# [GIVEN MATERIAL]

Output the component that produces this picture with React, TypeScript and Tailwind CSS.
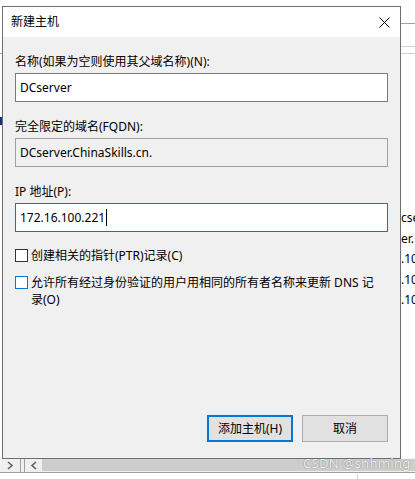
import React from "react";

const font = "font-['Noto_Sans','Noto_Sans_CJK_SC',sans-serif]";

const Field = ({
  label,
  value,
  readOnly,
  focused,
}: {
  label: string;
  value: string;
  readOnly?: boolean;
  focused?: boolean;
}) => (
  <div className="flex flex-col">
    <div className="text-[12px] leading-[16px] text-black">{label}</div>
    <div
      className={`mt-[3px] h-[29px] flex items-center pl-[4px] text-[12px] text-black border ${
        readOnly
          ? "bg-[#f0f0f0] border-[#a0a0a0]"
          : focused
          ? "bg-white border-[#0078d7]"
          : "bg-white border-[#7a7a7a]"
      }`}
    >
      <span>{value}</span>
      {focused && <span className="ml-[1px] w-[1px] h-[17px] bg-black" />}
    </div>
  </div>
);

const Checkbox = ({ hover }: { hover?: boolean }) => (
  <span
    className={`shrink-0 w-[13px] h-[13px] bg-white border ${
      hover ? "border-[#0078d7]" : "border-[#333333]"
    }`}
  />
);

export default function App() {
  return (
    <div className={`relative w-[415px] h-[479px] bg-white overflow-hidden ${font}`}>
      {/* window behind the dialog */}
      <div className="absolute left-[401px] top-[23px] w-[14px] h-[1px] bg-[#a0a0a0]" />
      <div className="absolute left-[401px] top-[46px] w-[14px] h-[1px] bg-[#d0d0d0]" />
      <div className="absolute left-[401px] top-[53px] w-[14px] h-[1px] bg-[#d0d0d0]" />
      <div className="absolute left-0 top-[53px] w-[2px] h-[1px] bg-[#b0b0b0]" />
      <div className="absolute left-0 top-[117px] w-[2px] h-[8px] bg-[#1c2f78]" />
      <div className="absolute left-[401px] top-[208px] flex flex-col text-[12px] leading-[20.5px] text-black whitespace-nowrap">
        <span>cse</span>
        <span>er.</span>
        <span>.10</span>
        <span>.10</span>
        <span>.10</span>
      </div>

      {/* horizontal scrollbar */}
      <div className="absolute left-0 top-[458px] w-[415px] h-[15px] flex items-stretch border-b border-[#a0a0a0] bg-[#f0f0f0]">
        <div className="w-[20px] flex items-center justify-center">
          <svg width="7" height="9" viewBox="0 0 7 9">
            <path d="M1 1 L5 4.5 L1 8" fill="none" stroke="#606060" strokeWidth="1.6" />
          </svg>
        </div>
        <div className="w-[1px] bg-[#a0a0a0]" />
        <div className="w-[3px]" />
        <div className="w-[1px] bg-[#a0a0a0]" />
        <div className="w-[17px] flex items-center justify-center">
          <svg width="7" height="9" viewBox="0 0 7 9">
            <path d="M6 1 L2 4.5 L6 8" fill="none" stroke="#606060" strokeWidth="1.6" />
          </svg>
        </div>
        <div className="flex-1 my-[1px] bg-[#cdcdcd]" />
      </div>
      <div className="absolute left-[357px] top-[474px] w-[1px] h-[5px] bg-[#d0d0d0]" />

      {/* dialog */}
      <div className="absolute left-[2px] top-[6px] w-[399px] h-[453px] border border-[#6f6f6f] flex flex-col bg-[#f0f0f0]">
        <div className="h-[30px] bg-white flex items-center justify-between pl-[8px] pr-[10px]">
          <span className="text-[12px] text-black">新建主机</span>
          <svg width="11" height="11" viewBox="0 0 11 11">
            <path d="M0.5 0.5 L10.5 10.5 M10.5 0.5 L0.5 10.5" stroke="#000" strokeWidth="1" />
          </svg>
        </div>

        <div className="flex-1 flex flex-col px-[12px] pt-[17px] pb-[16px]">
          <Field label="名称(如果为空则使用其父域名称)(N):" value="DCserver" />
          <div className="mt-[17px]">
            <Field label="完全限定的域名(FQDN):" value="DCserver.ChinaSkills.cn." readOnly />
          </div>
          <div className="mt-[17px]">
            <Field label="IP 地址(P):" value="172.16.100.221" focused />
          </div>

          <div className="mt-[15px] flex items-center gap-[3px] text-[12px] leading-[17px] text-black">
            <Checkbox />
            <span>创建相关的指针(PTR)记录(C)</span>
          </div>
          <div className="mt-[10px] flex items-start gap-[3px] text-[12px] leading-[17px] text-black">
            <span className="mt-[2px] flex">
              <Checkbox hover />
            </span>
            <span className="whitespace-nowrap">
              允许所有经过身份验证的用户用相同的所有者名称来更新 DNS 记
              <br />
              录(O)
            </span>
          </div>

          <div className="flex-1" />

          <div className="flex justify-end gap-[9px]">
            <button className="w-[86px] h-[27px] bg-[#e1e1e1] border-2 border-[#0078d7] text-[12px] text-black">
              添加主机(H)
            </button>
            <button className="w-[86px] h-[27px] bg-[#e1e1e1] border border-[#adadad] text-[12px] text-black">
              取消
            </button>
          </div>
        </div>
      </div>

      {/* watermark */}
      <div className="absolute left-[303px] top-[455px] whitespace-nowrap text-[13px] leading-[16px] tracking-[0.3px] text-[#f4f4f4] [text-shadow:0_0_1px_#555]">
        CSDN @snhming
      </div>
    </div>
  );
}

# [STATED GOAL]
Give the number of lines in the listing above that contain "React", and nothing else.

# [WRITTEN SOLUTION]
2